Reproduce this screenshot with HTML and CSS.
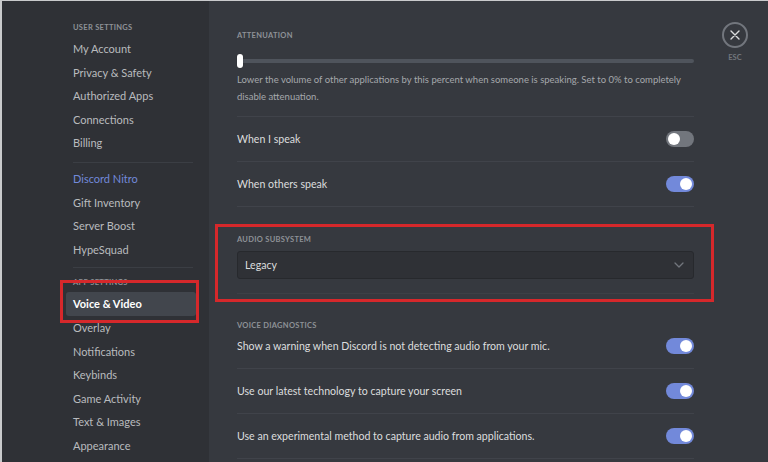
FILE: index.html
```html
<!DOCTYPE html>
<html>
<head>
<meta charset="utf-8">
<link rel="stylesheet" href="styles.css">
</head>
<body>
<div class="app">
  <nav class="sidebar">
    <div class="nav">
      <div class="nav-header">User Settings</div>
      <div class="nav-item">My Account</div>
      <div class="nav-item">Privacy &amp; Safety</div>
      <div class="nav-item">Authorized Apps</div>
      <div class="nav-item">Connections</div>
      <div class="nav-item">Billing</div>
      <div class="nav-sep"></div>
      <div class="nav-item nitro">Discord Nitro</div>
      <div class="nav-item">Gift Inventory</div>
      <div class="nav-item">Server Boost</div>
      <div class="nav-item">HypeSquad</div>
      <div class="nav-sep sep2"></div>
      <div class="nav-header app-header">App Settings</div>
      <div class="nav-item selected">Voice &amp; Video</div>
      <div class="nav-item">Overlay</div>
      <div class="nav-item">Notifications</div>
      <div class="nav-item">Keybinds</div>
      <div class="nav-item">Game Activity</div>
      <div class="nav-item">Text &amp; Images</div>
      <div class="nav-item">Appearance</div>
    </div>
  </nav>
  <main class="main">
    <div class="content">
      <div class="section-title">Attenuation</div>
      <div class="slider">
        <div class="slider-track"></div>
        <div class="slider-knob"></div>
      </div>
      <div class="description">Lower the volume of other applications by this percent when someone is speaking. Set to 0% to completely disable attenuation.</div>
      <div class="row">
        <span class="label">When I speak</span>
        <span class="toggle off"><span class="knob"></span></span>
      </div>
      <div class="row">
        <span class="label">When others speak</span>
        <span class="toggle on"><span class="knob"></span></span>
      </div>
      <div class="highlight-box">
        <div class="section-title">Audio Subsystem</div>
        <div class="select">
          <span class="select-value">Legacy</span>
          <svg class="chevron" width="10" height="6" viewBox="0 0 10 6"><path d="M1 1 L5 5 L9 1" fill="none" stroke="#72767d" stroke-width="1.3" stroke-linecap="round" stroke-linejoin="round"/></svg>
        </div>
        <div class="inner-sep"></div>
      </div>
      <div class="section-title diag-title">Voice Diagnostics</div>
      <div class="row first">
        <span class="label">Show a warning when Discord is not detecting audio from your mic.</span>
        <span class="toggle on"><span class="knob"></span></span>
      </div>
      <div class="row">
        <span class="label">Use our latest technology to capture your screen</span>
        <span class="toggle on"><span class="knob"></span></span>
      </div>
      <div class="row">
        <span class="label">Use an experimental method to capture audio from applications.</span>
        <span class="toggle on"><span class="knob"></span></span>
      </div>
    </div>
    <div class="tools">
      <div class="close">
        <svg width="10" height="10" viewBox="0 0 10 10"><path d="M1 1 L9 9 M9 1 L1 9" stroke="#dcddde" stroke-width="1.4" stroke-linecap="round"/></svg>
      </div>
      <div class="esc">ESC</div>
    </div>
  </main>
</div>
</body>
</html>
```

FILE: styles.css
```css
* { box-sizing: border-box; }
html, body { margin: 0; padding: 0; }
body {
  width: 768px;
  height: 462px;
  overflow: hidden;
  background: #36393f;
  font-family: Lato, "Open Sans", sans-serif;
}
.app {
  display: flex;
  height: 462px;
  border-top: 1px solid #c9cacc;
  border-left: 2px solid #c9cacc;
}
.sidebar {
  width: 207px;
  flex: none;
  background: #2f3136;
  padding: 22px 13px 0 64px;
}
.nav-header {
  height: 10px;
  line-height: 10px;
  font-size: 7.5px;
  font-weight: 700;
  letter-spacing: 0.3px;
  text-transform: uppercase;
  color: #8e9297;
  padding-left: 7px;
  margin-bottom: 4px;
}
.app-header { margin-top: 10px; margin-bottom: 4px; }
.nav-item {
  height: 23.6px;
  line-height: 23.6px;
  padding-left: 7px;
  font-size: 11px;
  color: #b9bbbe;
  border-radius: 3px;
  white-space: nowrap;
}
.nav-item.nitro { color: #7289da; }
.nav-item.selected {
  position: relative;
  background: #42464d;
  color: #ffffff;
  font-weight: 700;
}
.nav-item.selected::after {
  content: "";
  position: absolute;
  left: -6px;
  right: -3px;
  top: -12px;
  bottom: -7px;
  border: 3px solid #d6282b;
}
.nav-sep {
  height: 1px;
  background: #3b3e44;
  margin: 7px 3px 4px 7px;
}
.nav-sep.sep2 { margin-top: 6px; margin-bottom: 0; }

.main {
  flex: 1;
  display: flex;
  padding-left: 28px;
}
.content {
  width: 457px;
  flex: none;
  padding-top: 30px;
}
.section-title {
  height: 10px;
  line-height: 10px;
  font-size: 7.5px;
  font-weight: 700;
  letter-spacing: 0.3px;
  text-transform: uppercase;
  color: #8e9297;
}
.slider {
  position: relative;
  height: 14px;
  margin-top: 13px;
  display: flex;
  align-items: center;
}
.slider-track {
  flex: 1;
  height: 4px;
  border-radius: 2px;
  background: #4f545c;
}
.slider-knob {
  position: absolute;
  left: 0;
  top: 0;
  width: 6px;
  height: 14px;
  border-radius: 3px;
  background: #ffffff;
  box-shadow: 0 0 1px rgba(0,0,0,0.4);
}
.description {
  margin-top: 3px;
  font-size: 9.5px;
  line-height: 17px;
  color: #a5a8ac;
  padding-bottom: 11px;
  border-bottom: 1px solid #40434a;
}
.row {
  height: 45px;
  display: flex;
  align-items: center;
  justify-content: space-between;
  border-bottom: 1px solid #40434a;
}
.row.first {
  height: auto;
  padding: 7px 0 14px;
}
.label {
  font-size: 10.6px;
  color: #dcddde;
  white-space: nowrap;
}
.toggle {
  width: 28px;
  height: 16px;
  border-radius: 8px;
  display: flex;
  align-items: center;
  padding: 0 2px;
  flex: none;
}
.toggle.off { background: #72767d; justify-content: flex-start; }
.toggle.on { background: #7289da; justify-content: flex-end; }
.knob {
  width: 12px;
  height: 12px;
  border-radius: 50%;
  background: #ffffff;
}
.highlight-box {
  margin: 17px -20px 0 -22px;
  border: 3px solid #d6282b;
  padding: 8px 17px 5px 19px;
}
.select {
  margin-top: 6px;
  height: 28px;
  background: #2f3136;
  border: 1px solid #27292d;
  border-radius: 3px;
  display: flex;
  align-items: center;
  justify-content: space-between;
  padding: 0 9px 0 7px;
}
.select-value {
  font-size: 10.6px;
  color: #dcddde;
}
.inner-sep {
  margin-top: 14px;
  height: 1px;
  background: #3d4046;
}
.diag-title { margin-top: 19px; }
.tools {
  margin-left: 28px;
  padding-top: 21px;
  display: flex;
  flex-direction: column;
  align-items: center;
  width: 26px;
}
.close {
  width: 26px;
  height: 26px;
  border-radius: 50%;
  border: 2px solid #72767d;
  display: flex;
  align-items: center;
  justify-content: center;
}
.esc {
  margin-top: 5px;
  font-size: 7.5px;
  font-weight: 700;
  color: #72767d;
}
```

DIRECTIVE: Copy the listing exactly. Any image in it stays out of the copy.

THE SOLUTION:
Reproduce this screenshot with HTML and CSS.
FILE: index.html
```html
<!DOCTYPE html>
<html>
<head>
<meta charset="utf-8">
<link rel="stylesheet" href="styles.css">
</head>
<body>
<div class="app">
  <nav class="sidebar">
    <div class="nav">
      <div class="nav-header">User Settings</div>
      <div class="nav-item">My Account</div>
      <div class="nav-item">Privacy &amp; Safety</div>
      <div class="nav-item">Authorized Apps</div>
      <div class="nav-item">Connections</div>
      <div class="nav-item">Billing</div>
      <div class="nav-sep"></div>
      <div class="nav-item nitro">Discord Nitro</div>
      <div class="nav-item">Gift Inventory</div>
      <div class="nav-item">Server Boost</div>
      <div class="nav-item">HypeSquad</div>
      <div class="nav-sep sep2"></div>
      <div class="nav-header app-header">App Settings</div>
      <div class="nav-item selected">Voice &amp; Video</div>
      <div class="nav-item">Overlay</div>
      <div class="nav-item">Notifications</div>
      <div class="nav-item">Keybinds</div>
      <div class="nav-item">Game Activity</div>
      <div class="nav-item">Text &amp; Images</div>
      <div class="nav-item">Appearance</div>
    </div>
  </nav>
  <main class="main">
    <div class="content">
      <div class="section-title">Attenuation</div>
      <div class="slider">
        <div class="slider-track"></div>
        <div class="slider-knob"></div>
      </div>
      <div class="description">Lower the volume of other applications by this percent when someone is speaking. Set to 0% to completely disable attenuation.</div>
      <div class="row">
        <span class="label">When I speak</span>
        <span class="toggle off"><span class="knob"></span></span>
      </div>
      <div class="row">
        <span class="label">When others speak</span>
        <span class="toggle on"><span class="knob"></span></span>
      </div>
      <div class="highlight-box">
        <div class="section-title">Audio Subsystem</div>
        <div class="select">
          <span class="select-value">Legacy</span>
          <svg class="chevron" width="10" height="6" viewBox="0 0 10 6"><path d="M1 1 L5 5 L9 1" fill="none" stroke="#72767d" stroke-width="1.3" stroke-linecap="round" stroke-linejoin="round"/></svg>
        </div>
        <div class="inner-sep"></div>
      </div>
      <div class="section-title diag-title">Voice Diagnostics</div>
      <div class="row first">
        <span class="label">Show a warning when Discord is not detecting audio from your mic.</span>
        <span class="toggle on"><span class="knob"></span></span>
      </div>
      <div class="row">
        <span class="label">Use our latest technology to capture your screen</span>
        <span class="toggle on"><span class="knob"></span></span>
      </div>
      <div class="row">
        <span class="label">Use an experimental method to capture audio from applications.</span>
        <span class="toggle on"><span class="knob"></span></span>
      </div>
    </div>
    <div class="tools">
      <div class="close">
        <svg width="10" height="10" viewBox="0 0 10 10"><path d="M1 1 L9 9 M9 1 L1 9" stroke="#dcddde" stroke-width="1.4" stroke-linecap="round"/></svg>
      </div>
      <div class="esc">ESC</div>
    </div>
  </main>
</div>
</body>
</html>
```

FILE: styles.css
```css
* { box-sizing: border-box; }
html, body { margin: 0; padding: 0; }
body {
  width: 768px;
  height: 462px;
  overflow: hidden;
  background: #36393f;
  font-family: Lato, "Open Sans", sans-serif;
}
.app {
  display: flex;
  height: 462px;
  border-top: 1px solid #c9cacc;
  border-left: 2px solid #c9cacc;
}
.sidebar {
  width: 207px;
  flex: none;
  background: #2f3136;
  padding: 22px 13px 0 64px;
}
.nav-header {
  height: 10px;
  line-height: 10px;
  font-size: 7.5px;
  font-weight: 700;
  letter-spacing: 0.3px;
  text-transform: uppercase;
  color: #8e9297;
  padding-left: 7px;
  margin-bottom: 4px;
}
.app-header { margin-top: 10px; margin-bottom: 4px; }
.nav-item {
  height: 23.6px;
  line-height: 23.6px;
  padding-left: 7px;
  font-size: 11px;
  color: #b9bbbe;
  border-radius: 3px;
  white-space: nowrap;
}
.nav-item.nitro { color: #7289da; }
.nav-item.selected {
  position: relative;
  background: #42464d;
  color: #ffffff;
  font-weight: 700;
}
.nav-item.selected::after {
  content: "";
  position: absolute;
  left: -6px;
  right: -3px;
  top: -12px;
  bottom: -7px;
  border: 3px solid #d6282b;
}
.nav-sep {
  height: 1px;
  background: #3b3e44;
  margin: 7px 3px 4px 7px;
}
.nav-sep.sep2 { margin-top: 6px; margin-bottom: 0; }

.main {
  flex: 1;
  display: flex;
  padding-left: 28px;
}
.content {
  width: 457px;
  flex: none;
  padding-top: 30px;
}
.section-title {
  height: 10px;
  line-height: 10px;
  font-size: 7.5px;
  font-weight: 700;
  letter-spacing: 0.3px;
  text-transform: uppercase;
  color: #8e9297;
}
.slider {
  position: relative;
  height: 14px;
  margin-top: 13px;
  display: flex;
  align-items: center;
}
.slider-track {
  flex: 1;
  height: 4px;
  border-radius: 2px;
  background: #4f545c;
}
.slider-knob {
  position: absolute;
  left: 0;
  top: 0;
  width: 6px;
  height: 14px;
  border-radius: 3px;
  background: #ffffff;
  box-shadow: 0 0 1px rgba(0,0,0,0.4);
}
.description {
  margin-top: 3px;
  font-size: 9.5px;
  line-height: 17px;
  color: #a5a8ac;
  padding-bottom: 11px;
  border-bottom: 1px solid #40434a;
}
.row {
  height: 45px;
  display: flex;
  align-items: center;
  justify-content: space-between;
  border-bottom: 1px solid #40434a;
}
.row.first {
  height: auto;
  padding: 7px 0 14px;
}
.label {
  font-size: 10.6px;
  color: #dcddde;
  white-space: nowrap;
}
.toggle {
  width: 28px;
  height: 16px;
  border-radius: 8px;
  display: flex;
  align-items: center;
  padding: 0 2px;
  flex: none;
}
.toggle.off { background: #72767d; justify-content: flex-start; }
.toggle.on { background: #7289da; justify-content: flex-end; }
.knob {
  width: 12px;
  height: 12px;
  border-radius: 50%;
  background: #ffffff;
}
.highlight-box {
  margin: 17px -20px 0 -22px;
  border: 3px solid #d6282b;
  padding: 8px 17px 5px 19px;
}
.select {
  margin-top: 6px;
  height: 28px;
  background: #2f3136;
  border: 1px solid #27292d;
  border-radius: 3px;
  display: flex;
  align-items: center;
  justify-content: space-between;
  padding: 0 9px 0 7px;
}
.select-value {
  font-size: 10.6px;
  color: #dcddde;
}
.inner-sep {
  margin-top: 14px;
  height: 1px;
  background: #3d4046;
}
.diag-title { margin-top: 19px; }
.tools {
  margin-left: 28px;
  padding-top: 21px;
  display: flex;
  flex-direction: column;
  align-items: center;
  width: 26px;
}
.close {
  width: 26px;
  height: 26px;
  border-radius: 50%;
  border: 2px solid #72767d;
  display: flex;
  align-items: center;
  justify-content: center;
}
.esc {
  margin-top: 5px;
  font-size: 7.5px;
  font-weight: 700;
  color: #72767d;
}
```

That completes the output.